Your eyes snap open, tongue still tingling from the phantom burn. In the dream you passed a silver grater, arm to arm, offering white fire to someone you can’t quite name. Sharing horseradish is not polite cocktail chatter—it’s a covenant of tears, clarity, and courage. The subconscious chose this razor-root now because a relationship (or your own self-relationship) is ready for the next layer of honesty. The burn felt good, didn’t it? That’s the first clue.

The Core Symbolism

Traditional View (Gustavus Miller, 1901): horseradish predicts “pleasant associations with intellectual and congenial people” and “fortune.” For women it prophesies “a rise above her present station.” Miller’s era valued the root as a rare luxury, therefore a social elevator.

Modern / Psychological View: Today we meet horseradish in every deli, yet its jolt still strips illusion. To share it is to agree: “We can handle the truth together.” The root’s heat mirrors the throat chakra—our capacity to speak and to swallow reality. Thus the symbol is no longer about class ascent; it is about emotional ascension: moving from polite surface to authentic core. The part of Self being served is the unfiltered voice, the “inner wasabi” that refuses to stay sweet for approval.

Common Dream Scenarios

Sharing Horseradish with a Lover

You sit across dim bistro light, sliding the tiny bone spoon of creamed horseradish toward your partner. Both of you dab, bite, smile through the sting. This scenario flags a relationship ready to drop pretense. The fire cleanses residual white lies—perhaps around desire, fidelity, or future plans. After waking, expect conversations that feel “hot” yet ultimately healing.
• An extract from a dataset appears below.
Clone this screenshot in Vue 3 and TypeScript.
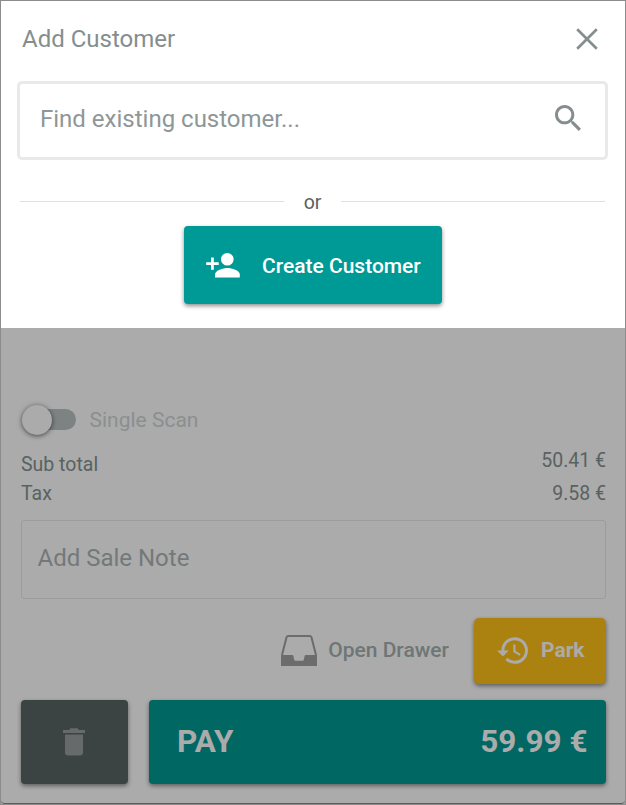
<script setup lang="ts">
import { ref } from 'vue'

interface TotalLine {
  label: string
  amount: string
}

const singleScan = ref<boolean>(false)
const totals: TotalLine[] = [
  { label: 'Sub total', amount: '50.41 €' },
  { label: 'Tax', amount: '9.58 €' },
]
const payable = '59.99 €'
</script>

<template>
  <div class="register">
    <section class="dialog">
      <header class="dialog-head">
        <h1 class="title">Add Customer</h1>
        <svg class="close" viewBox="0 0 22 22"><path d="M1.2 1.2 20.8 20.8M20.8 1.2 1.2 20.8" /></svg>
      </header>
      <div class="search">
        <span class="search-text">Find existing customer...</span>
        <svg class="search-icon" viewBox="3 3 17.5 17.5">
          <path d="M15.5 14h-.79l-.28-.27C15.41 12.59 16 11.11 16 9.5 16 5.91 13.09 3 9.5 3S3 5.91 3 9.5 5.91 16 9.5 16c1.61 0 3.09-.59 4.23-1.57l.27.28v.79l5 4.99L20.49 19l-4.99-5zm-6 0C7.01 14 5 11.99 5 9.5S7.01 5 9.5 5 14 7.01 14 9.5 11.99 14 9.5 14z" />
        </svg>
      </div>
      <div class="divider"><i class="rule" /><span class="or">or</span><i class="rule" /></div>
      <button class="create">
        <svg class="create-icon" viewBox="0 0 34 25">
          <circle cx="21.3" cy="6.3" r="6.3" />
          <path d="M9 24.6v-3.1c0-4.2 8.3-6.4 12.4-6.4s12.4 2.2 12.4 6.4v3.1z" />
          <path d="M5 4.6h2.8v4.7h4.9v2.8H7.8v4.7H5v-4.7H.2V9.3H5z" />
        </svg>
        <span class="create-text">Create Customer</span>
      </button>
    </section>

    <section class="sale">
      <div class="scan">
        <span class="switch" :class="{ on: singleScan }"><i class="knob" /></span>
        <span class="scan-text">Single Scan</span>
      </div>
      <div class="totals">
        <div class="labels"><span v-for="t in totals" :key="t.label">{{ t.label }}</span></div>
        <div class="amounts"><span v-for="t in totals" :key="t.label">{{ t.amount }}</span></div>
      </div>
      <div class="note"><span class="note-text">Add Sale Note</span></div>
      <div class="actions">
        <svg class="drawer-icon" viewBox="0 0 36 31">
          <path class="tray-line" d="M1 20 5.5 2.4Q6 1 7.3 1h21.4q1.3 0 1.8 1.4L35 20" />
          <path class="tray" d="M0 20h11.2q1 0 1.2 1l.7 3.6q.3 1.2 1.4 1.2h7q1.1 0 1.4-1.2l.7-3.6q.2-1 1.2-1H36v11H0z" />
        </svg>
        <span class="drawer-text">Open Drawer</span>
        <button class="park">
          <svg class="park-icon" viewBox="1 3 21 18">
            <path d="M13 3a9 9 0 0 0-9 9H1l3.89 3.89.07.14L9 12H6c0-3.87 3.13-7 7-7s7 3.13 7 7-3.13 7-7 7c-1.93 0-3.68-.79-4.94-2.06l-1.42 1.42A8.954 8.954 0 0 0 13 21a9 9 0 0 0 0-18zm-1 5v5l4.28 2.54.72-1.21-3.5-2.08V8z" />
          </svg>
          <span class="park-text">Park</span>
        </button>
      </div>
      <div class="checkout">
        <button class="trash">
          <svg class="trash-icon" viewBox="0 0 22 28">
            <path d="M2 6.5h18V24.5q0 3-3 3H5q-3 0-3-3zM0 2h6l1.5-1.7h7L16 2h6v3H0z" />
          </svg>
        </button>
        <button class="pay"><span>PAY</span><span>{{ payable }}</span></button>
      </div>
    </section>
  </div>
</template>

<style>
body {
  background: #ababab;
}
</style>

<style scoped>
.register {
  box-sizing: border-box;
  width: 626px;
  height: 805px;
  border: 1px solid #8c8c8c;
  background: #ababab;
  font-family: Roboto, sans-serif;
  color: #596262;
  display: flex;
  flex-direction: column;
}
span {
  white-space: nowrap;
}
button {
  border: 0;
  margin: 0;
  font-family: inherit;
  box-sizing: border-box;
  display: flex;
  align-items: center;
  border-radius: 4px;
  box-shadow: 0 2px 4px rgba(0, 0, 0, 0.45);
}
svg {
  display: block;
  flex: none;
}
.dialog {
  box-sizing: border-box;
  height: 327px;
  background: #fff;
  display: flex;
  flex-direction: column;
}
.dialog-head {
  height: 80px;
  box-sizing: border-box;
  padding: 0 27px 4px 21px;
  display: flex;
  align-items: center;
  justify-content: space-between;
}
.title {
  margin: 0;
  font-size: 24px;
  font-weight: 400;
  line-height: 28px;
  color: #858e8e;
}
.close {
  width: 22px;
  height: 22px;
  stroke: #858e8e;
  stroke-width: 2.7;
  fill: none;
}
.search {
  box-sizing: border-box;
  height: 79px;
  margin: 0 17px 0 16px;
  border: 3px solid #e9e9e9;
  border-radius: 5px;
  padding: 0 24.5px 5px 20px;
  display: flex;
  align-items: center;
  justify-content: space-between;
}
.search-text {
  font-size: 24px;
  line-height: 28px;
  padding-top: 2px;
  color: #8e9696;
}
.search-icon {
  width: 26px;
  height: 26px;
  fill: #858e8e;
}
.divider {
  height: 66px;
  box-sizing: border-box;
  padding: 17px 20px 0 19px;
  display: flex;
  align-items: center;
  gap: 20px;
}
.rule {
  flex: 1;
  height: 1px;
  background: #e0e0e0;
}
.or {
  font-size: 19.5px;
  line-height: 24px;
  padding-top: 2px;
}
.create {
  width: 258px;
  height: 78px;
  margin-left: 183px;
  padding: 0 0 0 22px;
  background: #009a96;
  color: #fff;
  gap: 22px;
}
.create-icon {
  width: 34px;
  height: 25px;
  fill: #fff;
}
.create-text {
  font-size: 21px;
  font-weight: 500;
  line-height: 26px;
  padding-top: 2px;
}
.sale {
  flex: 1;
  padding: 72px 19px 0 20px;
  display: flex;
  flex-direction: column;
  border-bottom: 1px solid #5c5c5c;
  border-radius: 0 0 4px 4px;
}
.scan {
  height: 39px;
  display: flex;
  align-items: center;
  gap: 13.5px;
}
.switch {
  box-sizing: border-box;
  width: 51px;
  height: 21px;
  margin-left: 4px;
  border-radius: 11px;
  background: #7d8383;
  display: flex;
  align-items: center;
}
.knob {
  width: 30px;
  height: 30px;
  margin-left: -3px;
  border-radius: 50%;
  background: #ababab;
  box-shadow: 0 1px 5px rgba(0, 0, 0, 0.6);
  flex: none;
}
.switch.on .knob {
  margin-left: 24px;
}
.scan-text {
  font-size: 21px;
  line-height: 26px;
  color: #8a8f8f;
}
.totals {
  height: 81px;
  display: flex;
  justify-content: space-between;
  font-size: 19.5px;
}
.labels,
.amounts {
  display: flex;
  flex-direction: column;
}
.labels {
  padding-top: 11px;
  line-height: 29px;
}
.amounts {
  padding-top: 5px;
  line-height: 33px;
  text-align: right;
}
.note {
  box-sizing: border-box;
  height: 79px;
  border: 1px solid #9c9c9c;
  border-radius: 3px;
  padding: 0 15.5px 3px;
  display: flex;
  align-items: center;
}
.note-text {
  font-size: 24px;
  line-height: 28px;
  color: #737979;
}
.actions {
  margin-top: 19px;
  height: 66px;
  display: flex;
  align-items: center;
  justify-content: flex-end;
}
.drawer-icon {
  width: 36px;
  height: 31px;
  margin: 0 11px 1px 0;
}
.tray-line {
  fill: none;
  stroke: #6c6c6c;
  stroke-width: 2;
}
.tray {
  fill: #6c6c6c;
}
.drawer-text {
  font-size: 21px;
  font-weight: 500;
  line-height: 26px;
  color: #6e7676;
  margin-right: 25px;
  padding-bottom: 2px;
}
.park {
  width: 132px;
  height: 66px;
  padding: 0 0 0 23px;
  gap: 13px;
  border-radius: 5px;
  background: #ab820f;
  color: #ababab;
}
.park-icon {
  width: 31px;
  height: 27px;
  margin-bottom: 1px;
  fill: #ababab;
}
.park-text {
  font-size: 21px;
  font-weight: 700;
  line-height: 26px;
  padding-bottom: 2px;
}
.checkout {
  margin-top: 16px;
  display: flex;
  gap: 21px;
}
.trash {
  width: 107px;
  height: 84px;
  padding: 0 1px 0 0;
  justify-content: center;
  background: #3b4343;
}
.trash-icon {
  width: 22px;
  height: 28px;
  fill: #666a6a;
}
.pay {
  flex: 1;
  height: 84px;
  padding: 0 18.5px 0 28px;
  justify-content: space-between;
  background: #006763;
  color: #ababab;
  font-size: 31.5px;
  font-weight: 700;
  line-height: 38px;
}
</style>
Offering Horseradish to a Stranger Who Refuses

You grate fresh root onto a plate, but the stranger pushes it away, offended. Your dream ego flushes with shame. Refusal mirrors your own fear: “What if my truth burns bridges?” The psyche is testing whether you will keep offering authenticity even when rejected. Growth task: separate your worth from others’ palate limits.

Eating Horseradish Alone After Nobody Shows Up

The table is set for six, but only you arrive. You swallow the entire mound, tears streaming. This indicates self-punishment for “too much” intensity. Your inner circle may be avoiding a topic you keep serving. Ask: are you forcing spice before the dish is ready? Pace the revelations.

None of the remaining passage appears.